## PROBLEM REQUIREMENTS
Look through the material and tally each line bearing the word "this". Give only the total.

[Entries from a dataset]
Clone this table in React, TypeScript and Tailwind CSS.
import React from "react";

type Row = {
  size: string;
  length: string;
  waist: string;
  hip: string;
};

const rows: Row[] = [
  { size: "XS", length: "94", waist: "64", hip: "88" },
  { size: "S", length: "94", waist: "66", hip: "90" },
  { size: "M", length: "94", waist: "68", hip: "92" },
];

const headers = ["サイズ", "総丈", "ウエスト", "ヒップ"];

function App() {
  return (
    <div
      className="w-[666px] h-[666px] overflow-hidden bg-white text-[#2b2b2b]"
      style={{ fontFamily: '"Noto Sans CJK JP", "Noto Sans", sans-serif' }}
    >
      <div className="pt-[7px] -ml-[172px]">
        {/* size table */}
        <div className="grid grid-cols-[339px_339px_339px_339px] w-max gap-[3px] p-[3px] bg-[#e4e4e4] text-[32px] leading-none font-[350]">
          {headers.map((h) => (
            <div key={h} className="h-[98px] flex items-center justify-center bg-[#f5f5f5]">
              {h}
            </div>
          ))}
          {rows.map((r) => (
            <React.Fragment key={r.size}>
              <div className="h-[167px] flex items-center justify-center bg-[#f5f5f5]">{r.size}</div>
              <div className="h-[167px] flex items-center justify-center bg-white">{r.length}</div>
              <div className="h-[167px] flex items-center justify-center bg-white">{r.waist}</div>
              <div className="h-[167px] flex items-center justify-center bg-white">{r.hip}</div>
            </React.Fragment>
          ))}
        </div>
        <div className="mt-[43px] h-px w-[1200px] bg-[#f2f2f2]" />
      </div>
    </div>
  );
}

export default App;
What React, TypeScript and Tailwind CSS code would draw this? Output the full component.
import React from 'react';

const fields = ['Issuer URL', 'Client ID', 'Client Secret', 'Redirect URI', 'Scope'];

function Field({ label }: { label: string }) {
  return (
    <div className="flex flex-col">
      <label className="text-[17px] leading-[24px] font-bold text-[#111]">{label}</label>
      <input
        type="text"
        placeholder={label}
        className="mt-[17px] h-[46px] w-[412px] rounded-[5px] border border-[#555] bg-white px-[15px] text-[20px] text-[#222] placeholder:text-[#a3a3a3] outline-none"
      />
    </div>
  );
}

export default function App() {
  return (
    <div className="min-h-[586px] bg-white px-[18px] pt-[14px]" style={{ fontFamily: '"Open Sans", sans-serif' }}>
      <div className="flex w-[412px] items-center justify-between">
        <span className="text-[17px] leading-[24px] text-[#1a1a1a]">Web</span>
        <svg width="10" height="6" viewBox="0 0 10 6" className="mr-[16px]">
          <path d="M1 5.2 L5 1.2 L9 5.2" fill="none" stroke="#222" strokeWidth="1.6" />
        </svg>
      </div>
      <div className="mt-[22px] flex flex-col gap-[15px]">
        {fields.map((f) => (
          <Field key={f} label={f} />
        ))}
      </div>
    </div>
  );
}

## FINISHED ANSWER
2